Interface markup and scripts:
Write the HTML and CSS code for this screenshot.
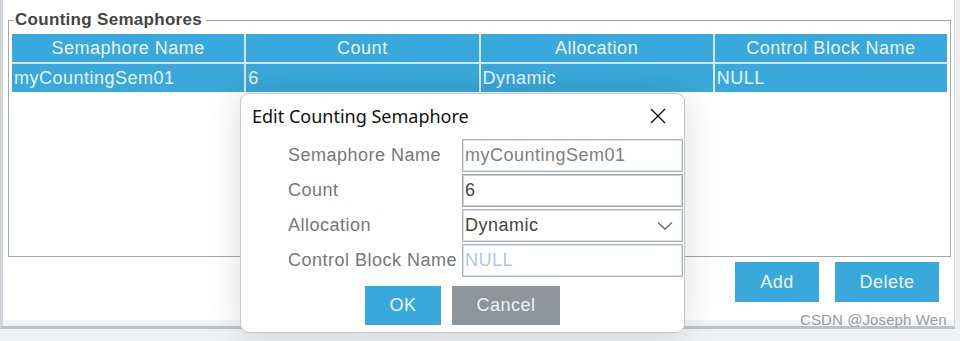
FILE: index.html
```html
<!DOCTYPE html>
<html lang="en">
  <head>
    <meta charset="UTF-8" />
    <meta name="viewport" content="width=device-width, initial-scale=1.0" />
    <title>Counting Semaphores</title>
    <link rel="stylesheet" href="styles.css">
  </head>
  <body>
    <div class="panel">
      <fieldset class="group">
        <legend>Counting Semaphores</legend>
        <div class="table-wrap">
          <div class="grid">
            <div class="cell head">Semaphore Name</div>
            <div class="cell head">Count</div>
            <div class="cell head">Allocation</div>
            <div class="cell head">Control Block Name</div>
            <div class="cell">myCountingSem01</div>
            <div class="cell">6</div>
            <div class="cell">Dynamic</div>
            <div class="cell">NULL</div>
          </div>
        </div>
      </fieldset>
      <div class="actions">
        <button class="btn btn-add">Add</button>
        <button class="btn btn-delete">Delete</button>
      </div>
    </div>

    <div class="dialog">
      <div class="dialog-head">
        <span class="dialog-title">Edit Counting Semaphore</span>
        <svg class="close" width="16" height="16" viewBox="0 0 16 16">
          <path d="M1 1 L15 15 M15 1 L1 15" stroke="#111" stroke-width="1.4" fill="none" />
        </svg>
      </div>
      <div class="form">
        <label class="form-label">Semaphore Name</label>
        <div class="field muted">myCountingSem01</div>
        <label class="form-label">Count</label>
        <div class="field focused">6</div>
        <label class="form-label">Allocation</label>
        <div class="field select">
          <span>Dynamic</span>
          <svg width="16" height="10" viewBox="0 0 16 10">
            <path d="M1 1.5 L8 8 L15 1.5" stroke="#666" stroke-width="1.3" fill="none" />
          </svg>
        </div>
        <label class="form-label">Control Block Name</label>
        <div class="field placeholder">NULL</div>
      </div>
      <div class="dialog-buttons">
        <button class="btn btn-ok">OK</button>
        <button class="btn btn-cancel">Cancel</button>
      </div>
    </div>

    <div class="watermark">CSDN @Joseph Wen</div>
  </body>
</html>
```

FILE: styles.css
```css
body {
  margin: 0;
  background-color: #eef0f2;
  font-family: "Liberation Sans", Arial, sans-serif;
  height: 341px;
  overflow: hidden;
}

.panel {
  width: 951px;
  height: 316px;
  padding: 10px 0 0 0;
  background-color: #fff;
  border-left: 3px solid #cfd6db;
  border-right: 1px solid #d5dadd;
  border-bottom: 3px solid #b9c3c9;
  box-shadow: inset 0 -6px 0 #f1f3f4;
}

.group {
  margin: 0 0 0 5px;
  width: 943px;
  box-sizing: border-box;
  border: 1px solid #a3a8ac;
  padding: 4px 3px 0 3px;
}

.group legend {
  font-size: 17px;
  line-height: 20px;
  font-weight: bold;
  color: #454545;
  letter-spacing: 0.3px;
  padding: 0 4px 0 1px;
  margin-left: 2px;
}

.table-wrap {
  height: 222px;
}

.grid {
  display: grid;
  grid-template-columns: repeat(4, 1fr);
  gap: 2px;
  width: 935px;
  background-color: #d3e8f4;
}

.cell {
  height: 28px;
  line-height: 29px;
  background-color: #39a8dc;
  color: #eaf5fb;
  font-size: 18px;
  letter-spacing: 0.5px;
  padding-left: 2px;
  white-space: nowrap;
}

.cell.head {
  text-align: center;
  padding-left: 0;
}

.actions {
  display: flex;
  justify-content: flex-end;
  gap: 16px;
  margin-top: 5px;
  padding-right: 15px;
}

.btn {
  border: none;
  font-family: "Liberation Sans", Arial, sans-serif;
  font-size: 18px;
  letter-spacing: 0.5px;
  color: #eef7fc;
  background-color: #39a8dc;
  height: 40px;
  padding: 0;
}

.btn-add {
  width: 84px;
}

.btn-delete {
  width: 104px;
}

.dialog {
  position: absolute;
  left: 240px;
  top: 93px;
  width: 445px;
  height: 240px;
  box-sizing: border-box;
  background-color: #fff;
  border: 1px solid #c4c7ca;
  border-radius: 9px;
  box-shadow: 0 0 34px rgba(0, 0, 0, 0.14);
}

.dialog-head {
  display: flex;
  justify-content: space-between;
  align-items: center;
  padding: 2px 18px 0 11px;
  height: 39px;
}

.dialog-title {
  font-family: "Noto Sans", sans-serif;
  font-size: 18px;
  color: #111;
}

.close {
  margin-top: 1px;
}

.form {
  display: grid;
  grid-template-columns: 174px 221px;
  grid-auto-rows: 33px;
  row-gap: 2px;
  margin: 4px 0 0 47px;
}

.form-label {
  font-size: 18px;
  letter-spacing: 0.5px;
  color: #777;
  line-height: 32px;
  white-space: nowrap;
}

.field {
  box-sizing: border-box;
  border: 1px solid #a9b3bb;
  box-shadow: inset 0 0 0 1px #dde2e6;
  font-size: 18px;
  letter-spacing: 0.5px;
  line-height: 31px;
  padding-left: 2px;
  color: #444;
}

.field.muted {
  color: #808080;
}

.field.focused {
  border-color: #9aa5ae;
  box-shadow: inset 0 0 0 1px #c9d0d6;
}

.field.placeholder {
  color: #a9c9ea;
}

.field.select {
  display: flex;
  justify-content: space-between;
  align-items: center;
  padding-right: 9px;
}

.dialog-buttons {
  display: flex;
  justify-content: center;
  gap: 11px;
  margin-top: 9px;
}

.btn-ok {
  width: 76px;
  height: 39px;
}

.btn-cancel {
  width: 108px;
  height: 39px;
  background-color: #8d969c;
  color: #eef0f1;
}

.watermark {
  position: absolute;
  left: 800px;
  top: 311px;
  font-size: 15px;
  color: #9a9a9a;
  letter-spacing: 0.1px;
  text-shadow: 0 0 2px #fff;
}
```
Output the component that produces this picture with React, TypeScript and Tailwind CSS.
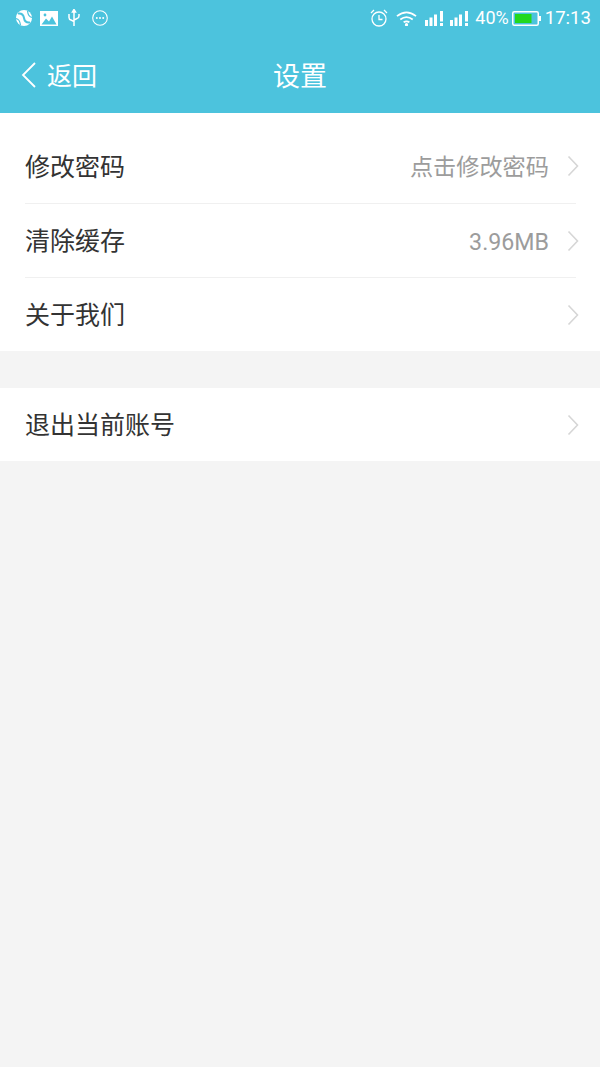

Stated exercise: Each line that holds the string "this" counts once; give the total and nothing else.

Answer: 2